Once the repair ticket is resolved, the system 200 may initiate an action to update a state identifier associated with the identified one or more faulted data links based on determining that the repair ticket message is resolved. For instance, an action is triggered to change the desired border gateway protocol state of the data links to an active or “up” state. In some examples, a repair agent 215 may consume this state change and reconfigure the session into the desired state. Upon activating the faulted link, the system 200 may be configured to reroute the data traffic back to the one or more identified faulted data links. In some examples, the system 200 may reroute the data traffic back to the one or more identified faulted data links based on receiving the repair ticket resolution message.

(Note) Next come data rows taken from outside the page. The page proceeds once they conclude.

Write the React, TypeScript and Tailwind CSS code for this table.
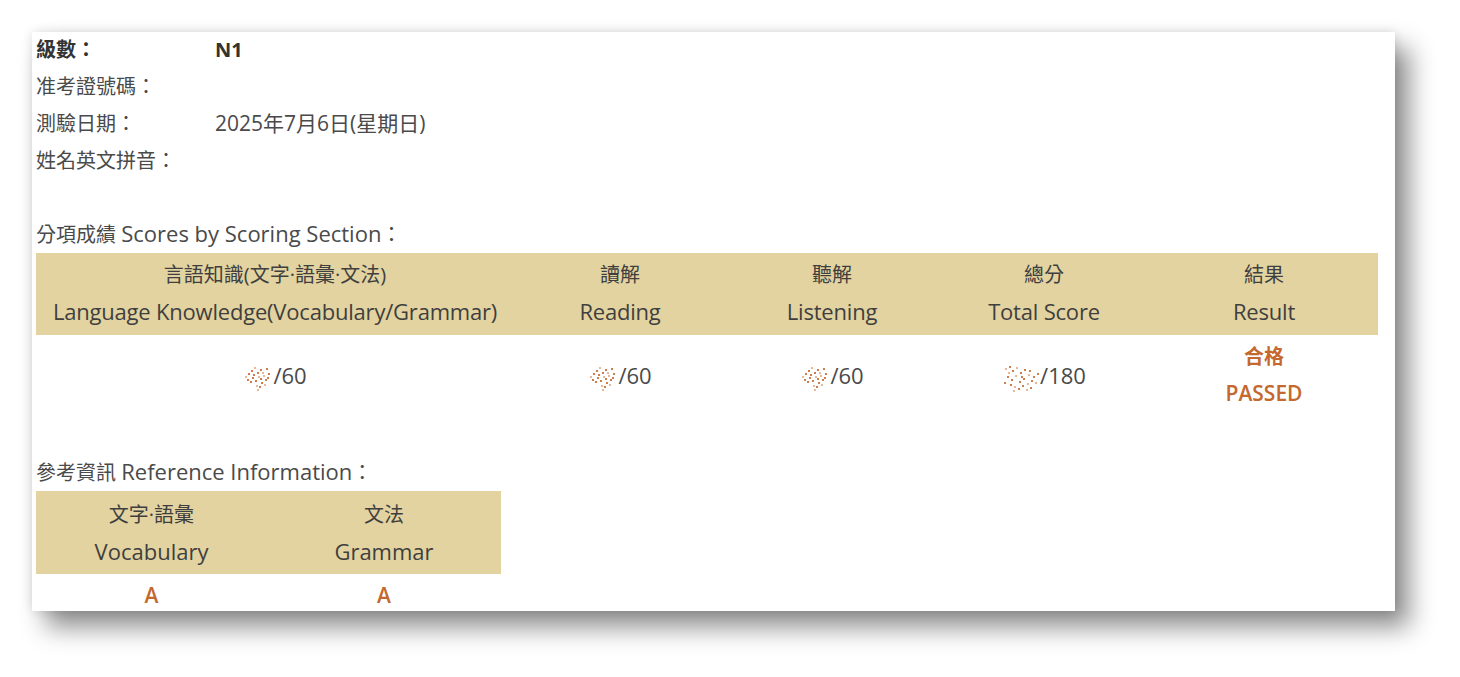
const font = { fontFamily: '"Open Sans", "Noto Sans CJK TC", sans-serif' };

function Hidden({ wide = false }: { wide?: boolean }) {
  // pixelated blur that covers the real score
  const dots = wide
    ? [[3, 4], [7, 2], [10, 6], [14, 3], [18, 8], [22, 5], [26, 10], [5, 12], [9, 15], [13, 11], [17, 17], [21, 14], [25, 19], [29, 16], [8, 20], [12, 22], [16, 24], [20, 21], [24, 25], [28, 23], [31, 12], [6, 8], [19, 12], [27, 6], [33, 18], [35, 9], [2, 18], [11, 26]]
    : [[2, 12], [5, 9], [8, 6], [11, 3], [14, 8], [17, 5], [20, 11], [9, 13], [12, 16], [15, 12], [18, 18], [22, 15], [13, 21], [16, 22], [7, 17], [19, 8], [23, 4], [10, 10], [21, 20], [25, 9], [24, 13], [14, 25], [4, 15], [17, 14]];
  const w = wide ? 38 : 30;
  return (
    <svg width={w} height="28" viewBox={`0 0 ${w} 28`} className="inline-block align-middle opacity-85">
      {dots.map(([x, y], i) => (
        <rect key={i} x={x} y={y} width="2" height="2" fill={i % 3 === 0 ? "#e6ad86" : "#c4682e"} />
      ))}
    </svg>
  );
}

const info = [
  { label: "級數：", value: "N1", bold: true },
  { label: "准考證號碼：", value: "" },
  { label: "測驗日期：", value: "2025年7月6日(星期日)" },
  { label: "姓名英文拼音：", value: "" },
];

const scoreHead = [
  ["言語知識(文字·語彙·文法)", "Language Knowledge(Vocabulary/Grammar)"],
  ["讀解", "Reading"],
  ["聽解", "Listening"],
  ["總分", "Total Score"],
  ["結果", "Result"],
];

export default function App() {
  return (
    <div className="min-h-screen bg-white pt-[32px] pl-[32px]" style={font}>
      <div className="w-[1363px] h-[579px] overflow-hidden bg-white pl-[4px] text-[#4a4a4a] shadow-[14px_16px_24px_rgba(0,0,0,0.45),0_0_10px_rgba(0,0,0,0.12)]">
        <div className="-mt-[1px]">
          {info.map((r) => (
            <div key={r.label} className="grid grid-cols-[179px_1fr] text-[20px] leading-[37px]">
              <div className={r.bold ? "font-bold text-[#333]" : ""}>{r.label}</div>
              <div className={r.bold ? "font-bold text-[#333]" : "text-[21px]"}>{r.value}</div>
            </div>
          ))}
        </div>

        <div className="mt-[36px] text-[20px] leading-[37px]">
          分項成績 <span className="text-[22px]">Scores by Scoring Section</span>：
        </div>
        <div className="w-[1342px]">
          <div className="grid grid-cols-[478px_212px_212px_212px_228px] bg-[#e3d3a0] pt-[4px] pb-[6px] text-center text-[20px] leading-[36px] text-[#3f3f3f]">
            {scoreHead.map(([zh, en]) => (
              <div key={en}>
                <div>{zh}</div>
                <div className="text-[22px] tracking-[-0.2px]">{en}</div>
              </div>
            ))}
          </div>
          <div className="grid grid-cols-[478px_212px_212px_212px_228px] items-center pt-[3px] text-center text-[22px] leading-[37px]">
            <div><Hidden />/60</div>
            <div><Hidden />/60</div>
            <div><Hidden />/60</div>
            <div><Hidden wide />/180</div>
            <div className="font-semibold text-[#c4682e]">
              <div className="text-[20px]">合格</div>
              <div className="text-[21px]">PASSED</div>
            </div>
          </div>
        </div>

        <div className="mt-[41px] text-[20px] leading-[37px]">
          參考資訊 <span className="text-[22px]">Reference Information</span>：
        </div>
        <div className="w-[465px]">
          <div className="grid grid-cols-[231px_234px] bg-[#e3d3a0] pt-[6px] pb-[5px] text-center text-[20px] leading-[36px] text-[#3f3f3f]">
            <div>
              <div>文字·語彙</div>
              <div className="text-[22px]">Vocabulary</div>
            </div>
            <div>
              <div>文法</div>
              <div className="text-[22px]">Grammar</div>
            </div>
          </div>
          <div className="grid grid-cols-[231px_234px] pt-[3px] text-center text-[21px] font-semibold leading-[37px] text-[#c4682e]">
            <div>A</div>
            <div>A</div>
          </div>
        </div>
      </div>
    </div>
  );
}
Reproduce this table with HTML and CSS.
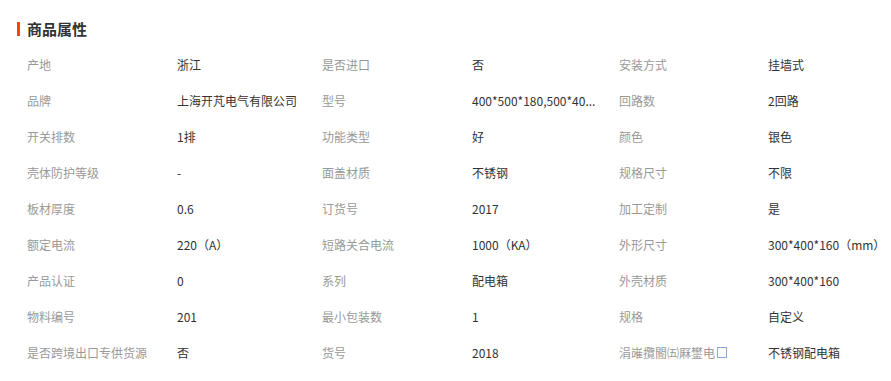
FILE: index.html
```html
<!DOCTYPE html>
<html lang="zh-CN">
<head>
<meta charset="utf-8">
<title>商品属性</title>
<link rel="stylesheet" href="styles.css">
</head>
<body>
<div class="attrs">
  <h2 class="title"><span class="bar"></span>商品属性</h2>
  <div class="grid">
    <div class="k">产地</div><div class="v">浙江</div>
    <div class="k">是否进口</div><div class="v">否</div>
    <div class="k">安装方式</div><div class="v">挂墙式</div>

    <div class="k">品牌</div><div class="v">上海开芃电气有限公司</div>
    <div class="k">型号</div><div class="v">400*500*180,500*40...</div>
    <div class="k">回路数</div><div class="v">2回路</div>

    <div class="k">开关排数</div><div class="v">1排</div>
    <div class="k">功能类型</div><div class="v">好</div>
    <div class="k">颜色</div><div class="v">银色</div>

    <div class="k">壳体防护等级</div><div class="v">-</div>
    <div class="k">面盖材质</div><div class="v">不锈钢</div>
    <div class="k">规格尺寸</div><div class="v">不限</div>

    <div class="k">板材厚度</div><div class="v">0.6</div>
    <div class="k">订货号</div><div class="v">2017</div>
    <div class="k">加工定制</div><div class="v">是</div>

    <div class="k">额定电流</div><div class="v">220（A）</div>
    <div class="k">短路关合电流</div><div class="v">1000（KA）</div>
    <div class="k">外形尺寸</div><div class="v">300*400*160（mm）</div>

    <div class="k">产品认证</div><div class="v">0</div>
    <div class="k">系列</div><div class="v">配电箱</div>
    <div class="k">外壳材质</div><div class="v">300*400*160</div>

    <div class="k">物料编号</div><div class="v">201</div>
    <div class="k">最小包装数</div><div class="v">1</div>
    <div class="k">规格</div><div class="v">自定义</div>

    <div class="k">是否跨境出口专供货源</div><div class="v">否</div>
    <div class="k">货号</div><div class="v">2018</div>
    <div class="k">涓嶉攬閽㈤厤鐢电<span class="box"></span></div><div class="v">不锈钢配电箱</div>
  </div>
</div>
</body>
</html>
```

FILE: styles.css
```css
html, body {
  margin: 0;
  padding: 0;
  background: #fff;
}
body {
  font-family: "Noto Sans CJK SC", "Microsoft YaHei", sans-serif;
  font-size: 12px;
  color: #333;
}
.attrs {
  padding: 19px 0 0 17px;
}
.title {
  display: flex;
  align-items: center;
  margin: 0;
  height: 20px;
  font-size: 15px;
  font-weight: bold;
  color: #333;
  line-height: 20px;
}
.bar {
  display: inline-block;
  width: 3px;
  height: 14px;
  background: #ff4400;
  margin-right: 7px;
}
.grid {
  display: grid;
  grid-template-columns: 150px 145px 150px 147px 149px 1fr;
  grid-auto-rows: 36px;
  margin-top: 7px;
}
.k, .v {
  display: flex;
  align-items: center;
  padding-left: 10px;
  white-space: nowrap;
  overflow: hidden;
}
.k {
  color: #999;
}
.v {
  color: #333;
}
.box {
  display: inline-block;
  width: 8px;
  height: 9px;
  border: 1px solid #8fa8d8;
  margin-left: 2px;
}
```
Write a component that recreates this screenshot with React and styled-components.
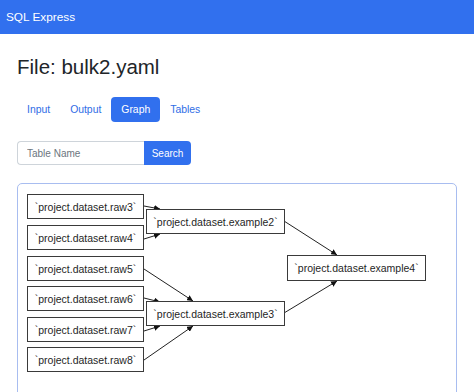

FIG. 3 illustrates an example of a process flow diagram 300 that supports automated network link repair in accordance with aspects of the present disclosure. The process flow diagram 300 may include one or more services, entities, nodes, etc. configured to perform various functions as described with respect to FIG. 2. For example, the process flow diagram 300 describes an automated link cleaning process 350. The process flow diagram 300 may include a device 305, a monitoring service 310, a probing service 315, a repair agent 320, a control service 325, and an interface 330 for a team or entity responsible for repairing a data link.

In the following description of process flow diagram 300, the operations between the various entities and services may be transmitted in a different order than the order shown, or the operations performed by the various entities and services may be performed in different orders or at different times. For example, specific operations may also be left out of process flow 300, or other operations may be added to process flow 300.

The device 305 may include or be an example of a network metric consumer that collects metrics and ships the metrics to the monitoring service 310. The metrics collected (e.g., the number of transmission errors, reception errors, dropped packets, etc.) for one or more data links may be conveyed to the monitoring service 310, which may include a monitoring collector that analyzes counters, and identifies or exposes faulted links via a user interface of the monitoring service 310 or a faulted link API of the monitoring service 310.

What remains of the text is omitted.